In a contractual alliance, parties generally retain their individual liabilities for their own acts, and the agreement governs obligations between them. In a joint venture entity, the entity may assume liability for venture activities, while partners’ exposure depends on entity type and capital structure, affecting creditor claims and risk allocation. Careful structuring, insurance, indemnities, and choice of entity help manage liability exposure. Legal counsel evaluates options to align liability allocation with each party’s risk tolerance and to implement protections appropriate for the venture’s operations.
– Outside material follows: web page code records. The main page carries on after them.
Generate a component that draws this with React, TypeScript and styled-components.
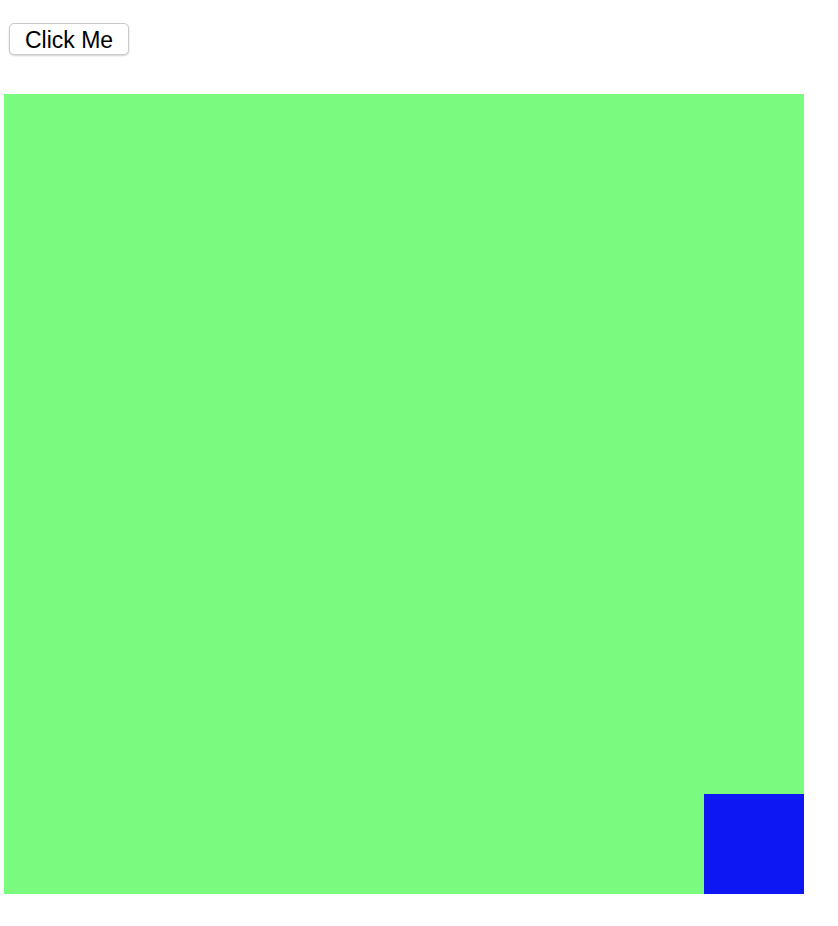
import React from 'react'
import styled, { createGlobalStyle } from "styled-components";

const GlobalStyle = createGlobalStyle`
  html, body {
    margin: 0;
    padding: 0;
    background: #fff;
    font-family: "Liberation Sans", Arial, sans-serif;
  }
`;

const App = () => {
  return (
    <>
      <GlobalStyle />
      <Page>
        <Toolbar>
          <ClickButton type="button">Click Me</ClickButton>
        </Toolbar>
        <Stage>
          <Corner />
        </Stage>
      </Page>
    </>
  )
}

const Page = styled.div`
  display: flex;
  flex-direction: column;
  align-items: flex-start;
`;

const Toolbar = styled.div`
  display: flex;
  padding: 23px 0 0 9px;
`;

const ClickButton = styled.button`
  box-sizing: border-box;
  width: 120px;
  height: 32px;
  padding: 3px 0 0;
  background: #fff;
  color: #000;
  border: 1px solid #c9c9c9;
  border-radius: 5px;
  box-shadow: 0 1px 2px rgba(0, 0, 0, 0.18);
  font-family: "Liberation Sans", Arial, sans-serif;
  font-size: 23px;
  line-height: 1;
  cursor: pointer;
`;

const Stage = styled.div`
  display: flex;
  justify-content: flex-end;
  align-items: flex-end;
  width: 800px;
  height: 800px;
  margin: 39px 0 0 4px;
  background: #7bfa80;
`;

const Corner = styled.div`
  width: 100px;
  height: 100px;
  background: #0c17f4;
`;

export default App
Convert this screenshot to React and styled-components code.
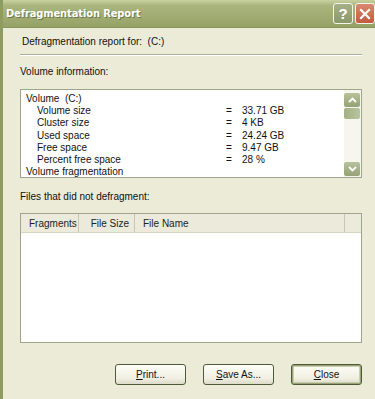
import React from "react"
import styled, { createGlobalStyle } from "styled-components"

const Global = createGlobalStyle`
  html, body { margin: 0; padding: 0; background: #ecebd8; }
  body { font-family: "Liberation Sans", Arial, sans-serif; }
`

const volumeRows = [
  { label: "Volume size", value: "33.71 GB" },
  { label: "Cluster size", value: "4 KB" },
  { label: "Used space", value: "24.24 GB" },
  { label: "Free space", value: "9.47 GB" },
  { label: "Percent free space", value: "28 %" },
]

export default function App() {
  return (
    <Window>
      <Global />
      <TitleBar>
        <Title>Defragmentation Report</Title>
        <Caps>
          <CapButton>?</CapButton>
          <CapButton close>
            <svg width="12" height="12" viewBox="0 0 12 12">
              <path d="M2 2 L10 10 M10 2 L2 10" stroke="#fff" strokeWidth="2.2" strokeLinecap="square" />
            </svg>
          </CapButton>
        </Caps>
      </TitleBar>
      <Body>
        <ReportFor>Defragmentation report for:&nbsp;&nbsp;(C:)</ReportFor>
        <Separator />
        <SectionLabel>Volume information:</SectionLabel>
        <InfoBox>
          <InfoLines>
            <Line>Volume&nbsp;&nbsp;(C:)</Line>
            {volumeRows.map((row) => (
              <Line key={row.label} indent>
                <Label>{row.label}</Label>
                <Eq>=</Eq>
                <span>{row.value}</span>
              </Line>
            ))}
            <Line>Volume fragmentation</Line>
          </InfoLines>
          <Scrollbar>
            <ScrollButton>
              <svg width="9" height="6" viewBox="0 0 9 6">
                <path d="M1 5 L4.5 1.5 L8 5" fill="none" stroke="#fff" strokeWidth="1.8" />
              </svg>
            </ScrollButton>
            <Thumb />
            <Track />
            <ScrollButton>
              <svg width="9" height="6" viewBox="0 0 9 6">
                <path d="M1 1 L4.5 4.5 L8 1" fill="none" stroke="#fff" strokeWidth="1.8" />
              </svg>
            </ScrollButton>
          </Scrollbar>
        </InfoBox>
        <SectionLabel second>Files that did not defragment:</SectionLabel>
        <ListBox>
          <Header>
            <HeadCell width="58px">Fragments</HeadCell>
            <HeadCell width="56px" right>File Size</HeadCell>
            <HeadCell width="210px">File Name</HeadCell>
            <HeadCell />
          </Header>
        </ListBox>
        <ButtonRow>
          <Button><u>P</u>rint...</Button>
          <Button><u>S</u>ave As...</Button>
          <Button focused><u>C</u>lose</Button>
        </ButtonRow>
      </Body>
    </Window>
  )
}

const Window = styled.div`
  width: 375px;
  height: 399px;
  display: flex;
  flex-direction: column;
  background: #ecebd8;
  border-left: 3px solid #8e9c62;
  box-sizing: border-box;
  overflow: hidden;
`

const TitleBar = styled.div`
  height: 28px;
  flex-shrink: 0;
  display: flex;
  align-items: center;
  justify-content: space-between;
  background: linear-gradient(to bottom, #c9d1a2 0%, #aab57e 20%, #a0ac72 60%, #95a267 100%);
  border-bottom: 1px solid #8a965c;
  margin-left: -3px;
  padding-left: 6px;
  box-sizing: border-box;
`

const Title = styled.span`
  color: #fff;
  font-family: "DejaVu Sans Condensed", "DejaVu Sans", sans-serif;
  font-weight: bold;
  font-size: 11px;
  letter-spacing: -0.1px;
  text-shadow: 1px 1px 0 #6e7a48;
`

const Caps = styled.div`
  display: flex;
  gap: 2px;
`

const CapButton = styled.div`
  width: 18px;
  height: 19px;
  border: 1px solid #f4f4ea;
  border-radius: 3px;
  display: flex;
  align-items: center;
  justify-content: center;
  color: #fff;
  font-weight: bold;
  font-size: 15px;
  font-family: "Liberation Sans", Arial, sans-serif;
  background: ${(p) => (p.close ? "linear-gradient(#d68a70, #c35a3e)" : "linear-gradient(#a6b088, #8b9868)")};
`

const Body = styled.div`
  flex: 1;
  display: flex;
  flex-direction: column;
  padding: 0 13px 0 17px;
  font-size: 10px;
  color: #111;
`

const ReportFor = styled.div`
  padding: 7px 0 0 2px;
  line-height: 13px;
`

const Separator = styled.div`
  height: 0;
  border-top: 1px solid #aeae9c;
  border-bottom: 1px solid #fff;
  margin-top: 6px;
`

const SectionLabel = styled.div`
  line-height: 13px;
  margin-top: ${(p) => (p.second ? "12px" : "9px")};
`

const InfoBox = styled.div`
  margin-top: 11px;
  height: 89px;
  background: #fff;
  border: 1px solid #9ea58a;
  display: flex;
  box-sizing: border-box;
`

const InfoLines = styled.div`
  flex: 1;
  padding: 3px 0 0 5px;
`

const Line = styled.div`
  display: flex;
  height: 12.2px;
  line-height: 12px;
  padding-left: ${(p) => (p.indent ? "11px" : "0")};
  white-space: nowrap;
`

const Label = styled.span`
  width: 189px;
`

const Eq = styled.span`
  width: 16px;
`

const Scrollbar = styled.div`
  width: 16px;
  display: flex;
  flex-direction: column;
  padding: 3px 1px 1px 0;
  background: #f6f6ee;
`

const ScrollButton = styled.div`
  height: 14px;
  border-radius: 2px;
  background: linear-gradient(#b7c29a, #94a274);
  display: flex;
  align-items: center;
  justify-content: center;
`

const Thumb = styled.div`
  height: 11px;
  margin-top: 1px;
  border-radius: 2px;
  background: linear-gradient(to right, #a3b084, #b8c49c);
`

const Track = styled.div`
  flex: 1;
`

const ListBox = styled.div`
  margin-top: 10px;
  height: 130px;
  background: #fff;
  border: 1px solid #9ea58a;
  box-sizing: border-box;
`

const Header = styled.div`
  display: flex;
  height: 18px;
  background: #ebeadb;
  border-bottom: 1px solid #d6d4c2;
`

const HeadCell = styled.div`
  width: ${(p) => p.width || "auto"};
  flex: ${(p) => (p.width ? "none" : "1")};
  display: flex;
  align-items: center;
  justify-content: ${(p) => (p.right ? "flex-end" : "flex-start")};
  padding: 0 ${(p) => (p.right ? "5px" : "0")} 0 ${(p) => (p.right ? "0" : "8px")};
  border-right: ${(p) => (p.width ? "1px solid #c9c7b4" : "none")};
  box-sizing: border-box;
  color: #222;
`

const ButtonRow = styled.div`
  display: flex;
  justify-content: flex-end;
  gap: 17px;
  margin-top: 21px;
`

const Button = styled.div`
  width: 71px;
  height: 21px;
  box-sizing: border-box;
  display: flex;
  align-items: center;
  justify-content: center;
  border: 1px solid #4d5a3a;
  border-radius: 3px;
  background: linear-gradient(#fefef8, #f0efe2 70%, #dcdac8);
  color: #111;
  box-shadow: ${(p) => (p.focused ? "inset 0 0 0 1px #9aa278, inset 0 0 0 2px #c9cfae" : "none")};
  u { text-decoration: underline; }
`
A term sheet should capture the parties’ agreed commercial terms including objectives, contributions, governance fundamentals, profit allocation, and proposed exit mechanics. It provides a roadmap for drafting definitive agreements and helps identify negotiation priorities while signaling commitment levels. Using a term sheet reduces wasted time and clarifies expectations before incurring drafting costs. Legal review at the term sheet stage helps identify potential legal or tax issues early and frames negotiation strategy to protect the client’s key interests.